Zelfhulpliteratuur wint snel aan aandacht en populariteit, maar wordt maar door een bepaalde groep mensen echt serieus genomen. Ik ben via een aantal blogs in die zelfhulpwereld terecht gekomen, en besloot ook zelfhulpboeken te gaan lezen. Het fascineerde me, omdat ik er veel meer aan had dan ik wilde toegeven en ik niet wist waar ik mijn scepticisme moest laten. Die ironie of die humor, heeft zich vertaald in de noten en titels van mijn ‘zelfhulpgedichten’. Jij vindt dat de voetnoten mijn werk serieuzer maken, maar voor mij maken ze het onderwerp juist lichter. Poëzie wordt zo een manier om de draak te steken met mezelf, en de zwaarte die ik mezelf soms opleg. Ik denk dat een goed gedicht altijd iets humoristisch en iets ernstigs in zich draagt.

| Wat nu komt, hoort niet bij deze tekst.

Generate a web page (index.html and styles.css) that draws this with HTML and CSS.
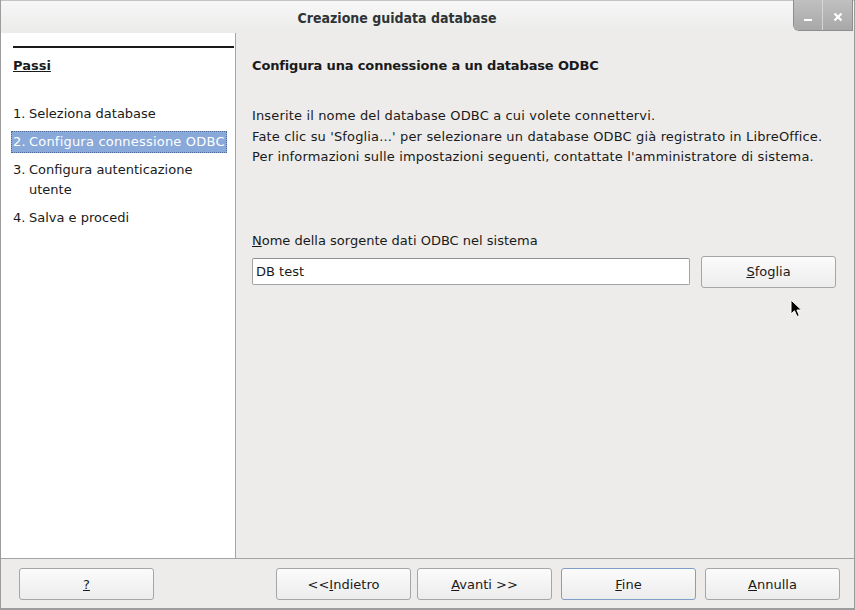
FILE: index.html
```html
<!DOCTYPE html>
<html lang="it">
<head>
<meta charset="utf-8">
<title>Creazione guidata database</title>
<link rel="stylesheet" href="styles.css">
</head>
<body>
<div class="window">
  <div class="titlebar">
    <div class="title">Creazione guidata database</div>
    <div class="controls">
      <div class="ctl ctl-min"><svg width="10" height="10" viewBox="0 0 10 10"><rect x="1" y="7" width="8" height="2" fill="#fff"/></svg></div>
      <div class="ctl ctl-close"><svg width="10" height="10" viewBox="0 0 10 10"><path d="M1.5 1.5 L8.5 8.5 M8.5 1.5 L1.5 8.5" stroke="#fff" stroke-width="2.2" fill="none"/></svg></div>
    </div>
  </div>
  <div class="main">
    <div class="steps">
      <div class="steps-rule"></div>
      <div class="steps-title">Passi</div>
      <ol class="step-list">
        <li class="step"><span class="num">1.</span><span class="txt">Seleziona database</span></li>
        <li class="step active"><span class="num">2.</span><span class="txt">Configura connessione ODBC</span></li>
        <li class="step"><span class="num">3.</span><span class="txt">Configura autenticazione utente</span></li>
        <li class="step"><span class="num">4.</span><span class="txt">Salva e procedi</span></li>
      </ol>
    </div>
    <div class="content">
      <h1 class="heading">Configura una connessione a un database ODBC</h1>
      <p class="desc">Inserite il nome del database ODBC a cui volete connettervi.<br>Fate clic su 'Sfoglia...' per selezionare un database ODBC già registrato in LibreOffice.<br>Per informazioni sulle impostazioni seguenti, contattate l'amministratore di sistema.</p>
      <div class="field-label"><u>N</u>ome della sorgente dati ODBC nel sistema</div>
      <div class="field-row">
        <div class="input">DB test</div>
        <div class="btn btn-browse"><u>S</u>foglia</div>
      </div>
      <svg class="cursor" width="14" height="20" viewBox="0 0 14 20"><path d="M1 1 L1 15 L4.5 11.8 L7 17.5 L9.3 16.5 L6.9 11 L11.5 11 Z" fill="#000" stroke="#fff" stroke-width="1"/></svg>
    </div>
  </div>
  <div class="footer">
    <div class="btn btn-help"><u>?</u></div>
    <div class="nav">
      <div class="btn"><span>&lt;&lt;<u>I</u>ndietro</span></div>
      <div class="btn"><span><u>A</u>vanti &gt;&gt;</span></div>
      <div class="btn btn-focus"><span><u>F</u>ine</span></div>
      <div class="btn"><span><u>A</u>nnulla</span></div>
    </div>
  </div>
</div>
</body>
</html>
```

FILE: styles.css
```css
* { box-sizing: border-box; }
html, body { margin: 0; padding: 0; }
body {
  width: 855px;
  height: 610px;
  background: #edeceb;
  font-family: "DejaVu Sans", "Noto Sans", sans-serif;
  font-size: 13px;
  color: #2e3436;
  overflow: hidden;
}
.window {
  width: 855px;
  height: 610px;
  display: flex;
  flex-direction: column;
  border-left: 1px solid #9c9c9c;
  border-right: 1px solid #9c9c9c;
  border-bottom: 2px solid #9c9c9c;
  background: #edeceb;
}
.titlebar {
  height: 33px;
  display: flex;
  align-items: flex-start;
  background: linear-gradient(#f7f7f7, #ebebea);
  border-top: 1px solid #c4c4c4;
}
.title {
  flex: 1;
  text-align: center;
  font-family: "DejaVu Sans Condensed", "DejaVu Sans", sans-serif;
  font-weight: bold;
  font-size: 14px;
  color: #2e3436;
  line-height: 35px;
}
.controls {
  display: flex;
  margin-right: 1px;
  margin-top: -1px;
  height: 31px;
  border-radius: 0 0 0 6px;
  overflow: hidden;
  border: 1px solid #8e8e8e;
  border-top: none;
}
.ctl {
  width: 29px;
  height: 30px;
  display: flex;
  align-items: center;
  justify-content: center;
  background: linear-gradient(#c0c0c0, #a8a8a8);
}
.ctl-min { border-right: 1px solid #d6d6d6; padding-top: 4px; }
.ctl-close { padding-top: 3px; }
.main {
  flex: 1;
  display: flex;
  border-bottom: 1px solid #a3a3a3;
}
.steps {
  width: 235px;
  background: #ffffff;
  border-right: 1px solid #a5a5a5;
  padding: 13px 1px 0 11px;
}
.steps-rule {
  height: 2px;
  background: #1a1a1a;
  margin-left: 1px;
}
.steps-title {
  font-weight: bold;
  text-decoration: underline;
  color: #1a1a1a;
  margin-top: 8px;
  margin-left: 1px;
  line-height: 20px;
}
.step-list {
  list-style: none;
  margin: 27px 0 0 0;
  padding: 0;
  display: flex;
  flex-direction: column;
  gap: 6px;
  color: #1a1a1a;
}
.step {
  display: flex;
  line-height: 20px;
  padding-left: 1px;
  width: 216px;
  border: 1px dotted transparent;
  margin-left: -1px;
}
.step .num { width: 16px; flex: none; }
.step .txt { flex: 1; }
.step.active {
  background: #88a9d9;
  color: #ffffff;
  border-color: #4a6a9a;
  letter-spacing: 0.2px;
}
.content {
  flex: 1;
  position: relative;
  padding: 22px 18px 0 16px;
}
.heading {
  margin: 0;
  font-size: 13px;
  font-weight: bold;
  color: #1a1a1a;
  line-height: 22px;
  letter-spacing: -0.15px;
}
.desc {
  margin: 29px 0 0 0;
  line-height: 20.5px;
  color: #1a1a1a;
  letter-spacing: 0.15px;
}
.field-label {
  margin-top: 63px;
  line-height: 20px;
  color: #1a1a1a;
}
.field-row {
  display: flex;
  align-items: center;
  gap: 11px;
  margin-top: 5px;
}
.input {
  width: 438px;
  height: 27px;
  background: #ffffff;
  border: 1px solid #a3a3a3;
  border-top-color: #8f8f8f;
  border-radius: 2px;
  padding-left: 3px;
  line-height: 25px;
  color: #1a1a1a;
}
.btn {
  height: 32px;
  width: 135px;
  display: flex;
  align-items: center;
  justify-content: center;
  border: 1px solid #a6a6a6;
  border-radius: 3px;
  background: linear-gradient(#fbfbfb, #ececec);
  color: #1a1a1a;
}
.btn u { text-decoration: underline; }
.cursor {
  position: absolute;
  left: 554px;
  top: 266px;
}
.footer {
  height: 49px;
  display: flex;
  align-items: center;
  padding: 1px 14px 0 18px;
}
.btn-help { margin-right: auto; }
.nav {
  display: flex;
  gap: 6px;
}
.nav .btn:nth-child(3) { margin-left: 3px; margin-right: 3px; }
.btn-focus {
  border-color: #7f9fc9;
}
```
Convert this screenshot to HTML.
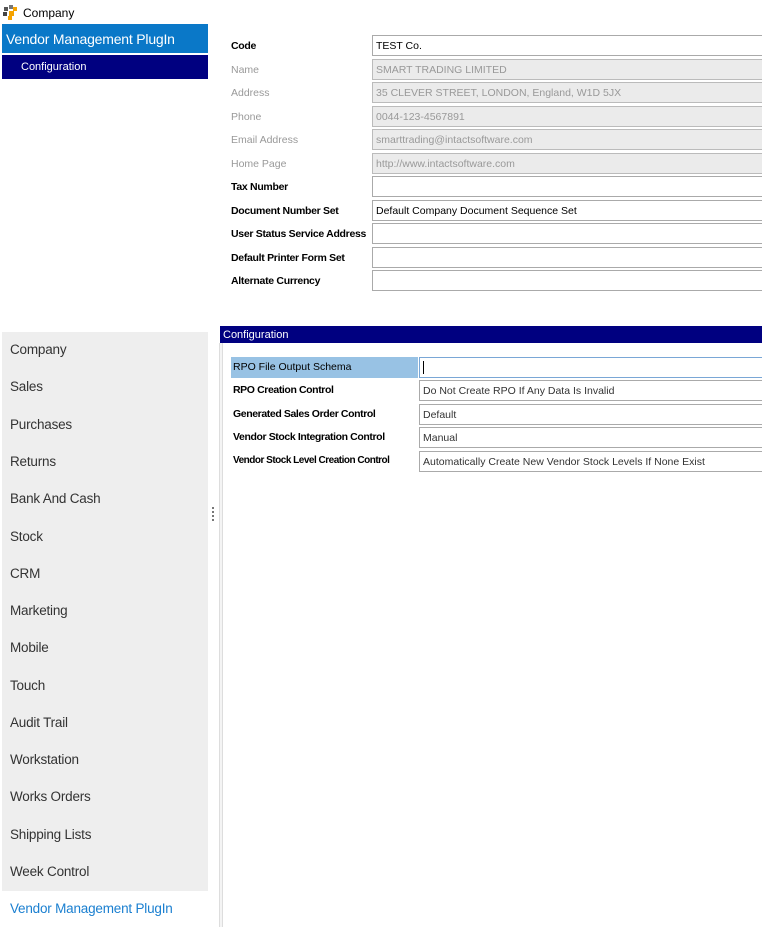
<!DOCTYPE html>
<html><head><meta charset="utf-8"><style>
*{margin:0;padding:0;box-sizing:border-box}
body{width:762px;height:927px;overflow:hidden;background:#fff;font-family:"Liberation Sans",sans-serif;position:relative;color:#000}
.a{position:absolute;white-space:nowrap}
.nav{left:10px;font-size:13.5px;color:#333;letter-spacing:-0.2px}
.lbl{left:231px;font-size:10.5px;font-weight:bold;color:#000;letter-spacing:-0.3px}
.lbl.g{font-weight:normal;color:#999;letter-spacing:0}
.box{left:372px;width:400px;height:21px;border:1px solid #aaa;font-size:10.5px;padding:4px 0 0 3px;background:#fff}
.box.g{background:#ebebeb;color:#999;border-color:#bbb}
.cl{left:231px;width:187px;height:21px;font-size:10.5px;font-weight:bold;padding:4px 0 0 2px;letter-spacing:-0.4px}
.cb{left:419px;width:360px;height:21px;border:1px solid #aaa;font-size:10.5px;padding:4px 0 0 3px;color:#333}
</style></head><body>
<svg class="a" style="left:2px;top:4px" width="16" height="16" viewBox="0 0 16 16"><rect x="2" y="3" width="4" height="4" fill="#555"/><rect x="7" y="1" width="4" height="4" fill="#777"/><rect x="1" y="8" width="4" height="4" fill="#444"/><rect x="7" y="7" width="5" height="5" fill="#f5a300"/><rect x="11" y="3" width="4" height="4" fill="#f5a300"/><rect x="6" y="12" width="4" height="4" fill="#f5a300"/></svg>
<div class="a" style="left:23px;top:6px;font-size:12px">Company</div>
<div class="a" style="left:2px;top:24px;width:206px;height:29px;background:#0a78c8;color:#fff;font-size:14px;padding:7px 0 0 4px;letter-spacing:-0.2px">Vendor Management PlugIn</div>
<div class="a" style="left:2px;top:55px;width:206px;height:24px;background:#000080;color:#fff;font-size:11px;padding:6px 0 0 19px">Configuration</div>
<div class="a" style="left:2px;top:332px;width:206px;height:559px;background:#eee"></div>
<div class="a nav" style="top:342px">Company</div>
<div class="a nav" style="top:379px">Sales</div>
<div class="a nav" style="top:417px">Purchases</div>
<div class="a nav" style="top:454px">Returns</div>
<div class="a nav" style="top:491px">Bank And Cash</div>
<div class="a nav" style="top:529px">Stock</div>
<div class="a nav" style="top:566px">CRM</div>
<div class="a nav" style="top:603px">Marketing</div>
<div class="a nav" style="top:640px">Mobile</div>
<div class="a nav" style="top:678px">Touch</div>
<div class="a nav" style="top:715px">Audit Trail</div>
<div class="a nav" style="top:752px">Workstation</div>
<div class="a nav" style="top:789px">Works Orders</div>
<div class="a nav" style="top:827px">Shipping Lists</div>
<div class="a nav" style="top:864px">Week Control</div>
<div class="a nav" style="top:901px;color:#1a7fd0">Vendor Management PlugIn</div>
<div class="a" style="left:212px;top:507px;width:2px;height:14px;background:repeating-linear-gradient(#777 0 2px,transparent 2px 4px)"></div>

<div class="a lbl" style="top:40px">Code</div><div class="a box" style="top:35px">TEST Co.</div>
<div class="a lbl g" style="top:64px">Name</div><div class="a box g" style="top:59px">SMART TRADING LIMITED</div>
<div class="a lbl g" style="top:87px">Address</div><div class="a box g" style="top:82px">35 CLEVER STREET, LONDON, England, W1D 5JX</div>
<div class="a lbl g" style="top:111px">Phone</div><div class="a box g" style="top:106px">0044-123-4567891</div>
<div class="a lbl g" style="top:134px">Email Address</div><div class="a box g" style="top:129px">smarttrading@intactsoftware.com</div>
<div class="a lbl g" style="top:158px">Home Page</div><div class="a box g" style="top:153px">http://www.intactsoftware.com</div>
<div class="a lbl" style="top:181px">Tax Number</div><div class="a box" style="top:176px"></div>
<div class="a lbl" style="top:205px">Document Number Set</div><div class="a box" style="top:200px">Default Company Document Sequence Set</div>
<div class="a lbl" style="top:228px">User Status Service Address</div><div class="a box" style="top:223px"></div>
<div class="a lbl" style="top:252px">Default Printer Form Set</div><div class="a box" style="top:247px"></div>
<div class="a lbl" style="top:275px">Alternate Currency</div><div class="a box" style="top:270px"></div>

<div class="a" style="left:220px;top:326px;width:542px;height:17px;background:#000080;color:#fff;font-size:11px;padding:3px 0 0 3px">Configuration</div>
<div class="a" style="left:219px;top:343px;width:4px;height:584px;border-left:1px solid #ddd;border-right:1px solid #ddd;background:#f4f4f4"></div>
<div class="a cl" style="top:357px;background:#98c2e4;font-weight:normal;letter-spacing:0">RPO File Output Schema</div><div class="a cb" style="top:357px;border-color:#7aa7d6;padding-top:3px"><span style="display:inline-block;width:1px;height:13px;background:#000"></span></div>
<div class="a cl" style="top:380px">RPO Creation Control</div><div class="a cb" style="top:380px">Do Not Create RPO If Any Data Is Invalid</div>
<div class="a cl" style="top:404px">Generated Sales Order Control</div><div class="a cb" style="top:404px">Default</div>
<div class="a cl" style="top:427px">Vendor Stock Integration Control</div><div class="a cb" style="top:427px">Manual</div>
<div class="a cl" style="top:451px;font-size:10px;letter-spacing:-0.5px">Vendor Stock Level Creation Control</div><div class="a cb" style="top:451px">Automatically Create New Vendor Stock Levels If None Exist</div>
</body></html>
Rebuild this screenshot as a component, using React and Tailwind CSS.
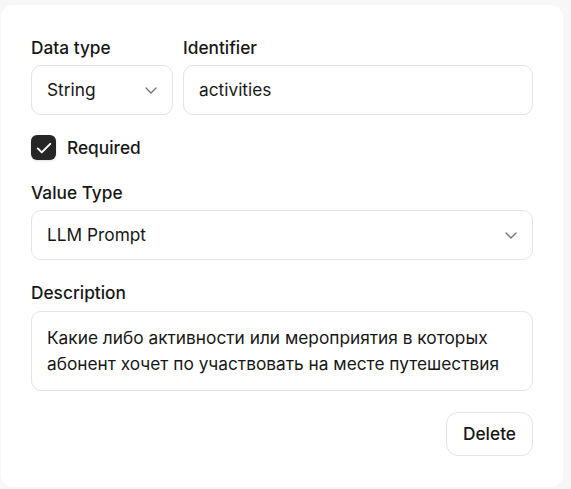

Houd je rekening met een publiek?
De kwaliteit van een stuk wordt beter als je weet dat iemand het gaat lezen, zoals je optreden beter wordt als er meer mensen in de zaal zitten dan alleen je moeder en je verkering.
Ik ben de laatste tijd mijn eigen graadmeter geworden: ik ben gaan schrijven wat ik zelf wil lezen. Vooral op mijn opleiding ben ik bezig geweest met wat een docent verwachtte, hoe ik het hoogste cijfer kon halen. Nu probeer ik dingen waarvan ik bij een ander zou zeggen: dat is supergaaf, ik wou dat ik zo kon schrijven. Ik probeer mezelf een beetje aan te moedigen.
Door gedichten te maken vanuit een zelfhulpboek, of vanuit een Viva-forum, vind ik plezier in schrijven. Ik wil dat plezier in mijn gedichten terug kunnen lezen.
Wat zijn je toekomstplannen?
Op dit moment ben ik met een aantal uitgeverijen in gesprek over mijn eerste poëziebundel. Afgelopen november ben ik een maand in Zuid-Afrika geweest en heb daar geschreven aan die bundel. Het gaat over (on)afhankelijkheid, macht en overgave, vrouwelijkheid en mannelijkheid, lelijke seks ook binnen een relatie. Ik hoop dat mijn eerste bundel over twee jaar in de winkel ligt. Ik schrijf niet snel, ik heb veel tijd nodig om op te starten, dus toegeven dat ik iets binnen twee jaar af wil hebben, is al een grote stap.